EXERCISE :: Give every line of the data again, unchanged, but with no pictures.

INFORMATION PROVIDED ::
_ _ _ _ _ _ _
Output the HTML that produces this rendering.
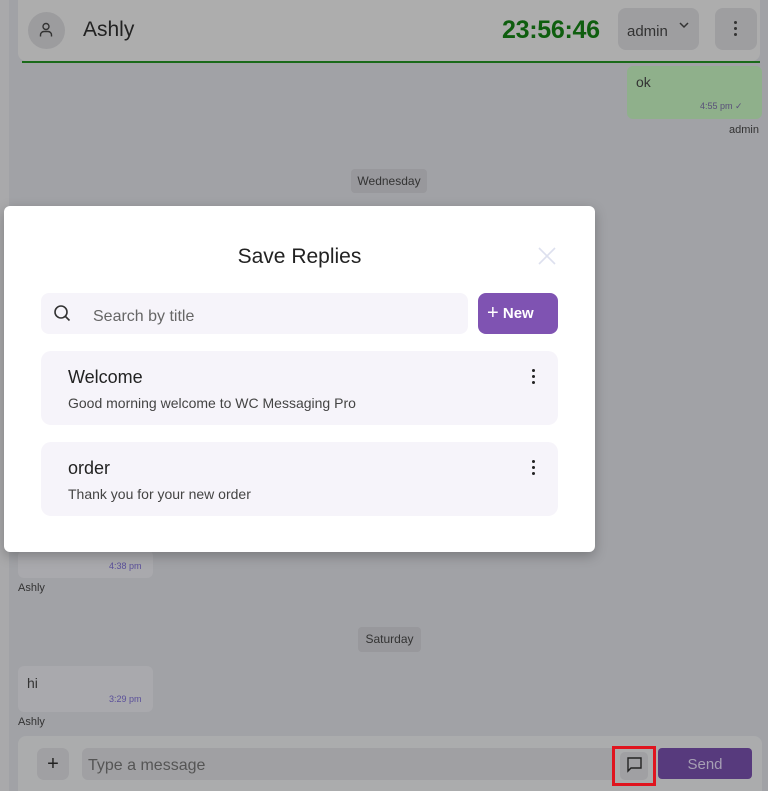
<!DOCTYPE html>
<html><head><meta charset="utf-8"><style>
*{box-sizing:border-box;margin:0;padding:0}
body{width:768px;height:791px;overflow:hidden;background:#a1a2a6;font-family:"Liberation Sans",sans-serif;position:relative;color:#222}
.abs{position:absolute}
.left{left:0;top:0;width:9px;height:791px;background:#a9a9ab}
.hdr{left:18px;top:0;width:742px;height:61px;background:#adadad;border-radius:0 0 8px 8px}
.gl{left:22px;top:61px;width:738px;height:2px;background:#1a6a1a}
.pill{background:#98989c;border-radius:4px;font-size:12px;color:#333;text-align:center}
.bub{background:#a9a9ad;border-radius:6px}
.modal{left:4px;top:206px;width:591px;height:346px;background:#fff;border-radius:6px;box-shadow:0 4px 12px rgba(0,0,0,.25)}
.card{position:absolute;left:37px;width:517px;height:74px;background:#f6f4fa;border-radius:10px}
.card .t{position:absolute;left:27px;top:16px;font-size:18px;color:#222}
.card .d{position:absolute;left:27px;top:44px;font-size:14px;color:#444}
.dots{position:absolute;right:22px;top:18px;width:4px}
.dots i{display:block;width:3px;height:3px;background:#222;border-radius:50%;margin-bottom:3px}
</style></head><body>
<div class="abs left"></div>
<div class="abs hdr"></div>
<div class="abs" style="left:28px;top:12px;width:37px;height:37px;border-radius:50%;background:#9c9c9e"></div>
<svg class="abs" style="left:37px;top:21px" width="18" height="18" viewBox="0 0 18 18" fill="none" stroke="#333" stroke-width="1.4"><circle cx="9" cy="5.5" r="3"/><path d="M3.5 15.5v-1.5a3.5 3.5 0 0 1 3.5-3.5h4a3.5 3.5 0 0 1 3.5 3.5v1.5"/></svg>
<div class="abs" style="left:83px;top:18px;font-size:21px;color:#222">Ashly</div>
<div class="abs" style="left:502px;top:16px;font-size:25px;color:#0f5e0f;font-weight:bold;letter-spacing:-0.3px">23:56:46</div>
<div class="abs" style="left:618px;top:8px;width:81px;height:42px;background:#9e9ea0;border-radius:8px"></div>
<div class="abs" style="left:627px;top:23px;font-size:15px;color:#333">admin</div>
<svg class="abs" style="left:678px;top:20px" width="12" height="10" viewBox="0 0 12 10" fill="none" stroke="#333" stroke-width="1.5"><path d="M2 3l4 4 4-4"/></svg>
<div class="abs" style="left:715px;top:8px;width:42px;height:42px;background:#9e9ea0;border-radius:8px"></div>
<div class="abs" style="left:734px;top:21px;width:4px"><i style="display:block;width:3px;height:3px;background:#333;border-radius:50%;margin-bottom:3px"></i><i style="display:block;width:3px;height:3px;background:#333;border-radius:50%;margin-bottom:3px"></i><i style="display:block;width:3px;height:3px;background:#333;border-radius:50%"></i></div>
<div class="abs gl"></div>
<div class="abs" style="left:627px;top:66px;width:135px;height:53px;background:#8fb08b;border-radius:6px"></div>
<div class="abs" style="left:636px;top:74px;font-size:14px;color:#333">ok</div>
<div class="abs" style="left:700px;top:101px;font-size:9px;color:#5a4f7a">4:55 pm ✓</div>
<div class="abs" style="left:729px;top:124px;font-size:11px;color:#333">admin</div>
<div class="abs pill" style="left:351px;top:169px;width:76px;height:24px;line-height:24px">Wednesday</div>
<div class="abs bub" style="left:18px;top:550px;width:135px;height:28px"></div>
<div class="abs" style="left:109px;top:561px;font-size:9px;color:#5a4f9a">4:38 pm</div>
<div class="abs" style="left:18px;top:582px;font-size:11px;color:#333">Ashly</div>
<div class="abs pill" style="left:358px;top:627px;width:63px;height:25px;line-height:25px">Saturday</div>
<div class="abs bub" style="left:18px;top:666px;width:135px;height:46px"></div>
<div class="abs" style="left:27px;top:675px;font-size:14px;color:#333">hi</div>
<div class="abs" style="left:109px;top:694px;font-size:9px;color:#5a4f9a">3:29 pm</div>
<div class="abs" style="left:18px;top:716px;font-size:11px;color:#333">Ashly</div>
<div class="abs" style="left:18px;top:736px;width:744px;height:55px;background:#abacad;border-radius:8px 8px 0 0"></div>
<div class="abs" style="left:37px;top:748px;width:32px;height:32px;background:#a0a0a3;border-radius:7px;text-align:center;line-height:32px;font-size:20px;color:#222">+</div>
<div class="abs" style="left:82px;top:748px;width:530px;height:32px;background:#a0a0a3;border-radius:6px 0 0 6px"></div>
<div class="abs" style="left:88px;top:757px;font-size:16px;color:#555">Type a message</div>
<div class="abs" style="left:612px;top:746px;width:44px;height:40px;border:3px solid #e0141e"></div>
<div class="abs" style="left:620px;top:752px;width:28px;height:28px;background:#a0a0a3;border-radius:5px"></div>
<svg class="abs" style="left:626px;top:756px" width="17" height="17" viewBox="0 0 17 17" fill="none" stroke="#222" stroke-width="1.4"><path d="M2 2h13v10H5l-3 3z"/></svg>
<div class="abs" style="left:658px;top:748px;width:94px;height:31px;background:#573a7d;border-radius:4px;text-align:center;line-height:34px;font-size:15px;color:#a69fb4">Send</div>

<div class="abs modal">
  <div class="abs" style="left:0;width:591px;top:39px;text-align:center;font-size:21px;color:#222">Save Replies</div>
  <svg class="abs" style="left:533px;top:40px" width="20" height="20" viewBox="0 0 20 20" stroke="#dde0ee" stroke-width="1.6"><path d="M2 2l16 16M18 2L2 18"/></svg>
  <div class="abs" style="left:37px;top:87px;width:427px;height:41px;background:#f6f4fa;border-radius:8px"></div>
  <svg class="abs" style="left:49px;top:98px" width="19" height="19" viewBox="0 0 19 19" fill="none" stroke="#333" stroke-width="1.6"><circle cx="8" cy="8" r="6"/><path d="M12.5 12.5l4 4"/></svg>
  <div class="abs" style="left:89px;top:102px;font-size:16px;color:#666">Search by title</div>
  <div class="abs" style="left:474px;top:87px;width:80px;height:41px;background:#7f53b2;border-radius:8px;color:#fff;font-size:15px;font-weight:bold;line-height:41px;padding-left:9px"><span style="font-weight:normal;font-size:20px;vertical-align:-1px">+</span> New</div>
  <div class="card" style="top:145px"><div class="t">Welcome</div><div class="d">Good morning welcome to WC Messaging Pro</div><div class="dots"><i></i><i></i><i></i></div></div>
  <div class="card" style="top:236px"><div class="t">order</div><div class="d">Thank you for your new order</div><div class="dots"><i></i><i></i><i></i></div></div>
</div>
</body></html>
_ _ _ _ _ _ _
FINISHED ANSWER ::
Output the HTML that produces this rendering.
<!DOCTYPE html>
<html><head><meta charset="utf-8"><style>
*{box-sizing:border-box;margin:0;padding:0}
body{width:768px;height:791px;overflow:hidden;background:#a1a2a6;font-family:"Liberation Sans",sans-serif;position:relative;color:#222}
.abs{position:absolute}
.left{left:0;top:0;width:9px;height:791px;background:#a9a9ab}
.hdr{left:18px;top:0;width:742px;height:61px;background:#adadad;border-radius:0 0 8px 8px}
.gl{left:22px;top:61px;width:738px;height:2px;background:#1a6a1a}
.pill{background:#98989c;border-radius:4px;font-size:12px;color:#333;text-align:center}
.bub{background:#a9a9ad;border-radius:6px}
.modal{left:4px;top:206px;width:591px;height:346px;background:#fff;border-radius:6px;box-shadow:0 4px 12px rgba(0,0,0,.25)}
.card{position:absolute;left:37px;width:517px;height:74px;background:#f6f4fa;border-radius:10px}
.card .t{position:absolute;left:27px;top:16px;font-size:18px;color:#222}
.card .d{position:absolute;left:27px;top:44px;font-size:14px;color:#444}
.dots{position:absolute;right:22px;top:18px;width:4px}
.dots i{display:block;width:3px;height:3px;background:#222;border-radius:50%;margin-bottom:3px}
</style></head><body>
<div class="abs left"></div>
<div class="abs hdr"></div>
<div class="abs" style="left:28px;top:12px;width:37px;height:37px;border-radius:50%;background:#9c9c9e"></div>
<svg class="abs" style="left:37px;top:21px" width="18" height="18" viewBox="0 0 18 18" fill="none" stroke="#333" stroke-width="1.4"><circle cx="9" cy="5.5" r="3"/><path d="M3.5 15.5v-1.5a3.5 3.5 0 0 1 3.5-3.5h4a3.5 3.5 0 0 1 3.5 3.5v1.5"/></svg>
<div class="abs" style="left:83px;top:18px;font-size:21px;color:#222">Ashly</div>
<div class="abs" style="left:502px;top:16px;font-size:25px;color:#0f5e0f;font-weight:bold;letter-spacing:-0.3px">23:56:46</div>
<div class="abs" style="left:618px;top:8px;width:81px;height:42px;background:#9e9ea0;border-radius:8px"></div>
<div class="abs" style="left:627px;top:23px;font-size:15px;color:#333">admin</div>
<svg class="abs" style="left:678px;top:20px" width="12" height="10" viewBox="0 0 12 10" fill="none" stroke="#333" stroke-width="1.5"><path d="M2 3l4 4 4-4"/></svg>
<div class="abs" style="left:715px;top:8px;width:42px;height:42px;background:#9e9ea0;border-radius:8px"></div>
<div class="abs" style="left:734px;top:21px;width:4px"><i style="display:block;width:3px;height:3px;background:#333;border-radius:50%;margin-bottom:3px"></i><i style="display:block;width:3px;height:3px;background:#333;border-radius:50%;margin-bottom:3px"></i><i style="display:block;width:3px;height:3px;background:#333;border-radius:50%"></i></div>
<div class="abs gl"></div>
<div class="abs" style="left:627px;top:66px;width:135px;height:53px;background:#8fb08b;border-radius:6px"></div>
<div class="abs" style="left:636px;top:74px;font-size:14px;color:#333">ok</div>
<div class="abs" style="left:700px;top:101px;font-size:9px;color:#5a4f7a">4:55 pm ✓</div>
<div class="abs" style="left:729px;top:124px;font-size:11px;color:#333">admin</div>
<div class="abs pill" style="left:351px;top:169px;width:76px;height:24px;line-height:24px">Wednesday</div>
<div class="abs bub" style="left:18px;top:550px;width:135px;height:28px"></div>
<div class="abs" style="left:109px;top:561px;font-size:9px;color:#5a4f9a">4:38 pm</div>
<div class="abs" style="left:18px;top:582px;font-size:11px;color:#333">Ashly</div>
<div class="abs pill" style="left:358px;top:627px;width:63px;height:25px;line-height:25px">Saturday</div>
<div class="abs bub" style="left:18px;top:666px;width:135px;height:46px"></div>
<div class="abs" style="left:27px;top:675px;font-size:14px;color:#333">hi</div>
<div class="abs" style="left:109px;top:694px;font-size:9px;color:#5a4f9a">3:29 pm</div>
<div class="abs" style="left:18px;top:716px;font-size:11px;color:#333">Ashly</div>
<div class="abs" style="left:18px;top:736px;width:744px;height:55px;background:#abacad;border-radius:8px 8px 0 0"></div>
<div class="abs" style="left:37px;top:748px;width:32px;height:32px;background:#a0a0a3;border-radius:7px;text-align:center;line-height:32px;font-size:20px;color:#222">+</div>
<div class="abs" style="left:82px;top:748px;width:530px;height:32px;background:#a0a0a3;border-radius:6px 0 0 6px"></div>
<div class="abs" style="left:88px;top:757px;font-size:16px;color:#555">Type a message</div>
<div class="abs" style="left:612px;top:746px;width:44px;height:40px;border:3px solid #e0141e"></div>
<div class="abs" style="left:620px;top:752px;width:28px;height:28px;background:#a0a0a3;border-radius:5px"></div>
<svg class="abs" style="left:626px;top:756px" width="17" height="17" viewBox="0 0 17 17" fill="none" stroke="#222" stroke-width="1.4"><path d="M2 2h13v10H5l-3 3z"/></svg>
<div class="abs" style="left:658px;top:748px;width:94px;height:31px;background:#573a7d;border-radius:4px;text-align:center;line-height:34px;font-size:15px;color:#a69fb4">Send</div>

<div class="abs modal">
  <div class="abs" style="left:0;width:591px;top:39px;text-align:center;font-size:21px;color:#222">Save Replies</div>
  <svg class="abs" style="left:533px;top:40px" width="20" height="20" viewBox="0 0 20 20" stroke="#dde0ee" stroke-width="1.6"><path d="M2 2l16 16M18 2L2 18"/></svg>
  <div class="abs" style="left:37px;top:87px;width:427px;height:41px;background:#f6f4fa;border-radius:8px"></div>
  <svg class="abs" style="left:49px;top:98px" width="19" height="19" viewBox="0 0 19 19" fill="none" stroke="#333" stroke-width="1.6"><circle cx="8" cy="8" r="6"/><path d="M12.5 12.5l4 4"/></svg>
  <div class="abs" style="left:89px;top:102px;font-size:16px;color:#666">Search by title</div>
  <div class="abs" style="left:474px;top:87px;width:80px;height:41px;background:#7f53b2;border-radius:8px;color:#fff;font-size:15px;font-weight:bold;line-height:41px;padding-left:9px"><span style="font-weight:normal;font-size:20px;vertical-align:-1px">+</span> New</div>
  <div class="card" style="top:145px"><div class="t">Welcome</div><div class="d">Good morning welcome to WC Messaging Pro</div><div class="dots"><i></i><i></i><i></i></div></div>
  <div class="card" style="top:236px"><div class="t">order</div><div class="d">Thank you for your new order</div><div class="dots"><i></i><i></i><i></i></div></div>
</div>
</body></html>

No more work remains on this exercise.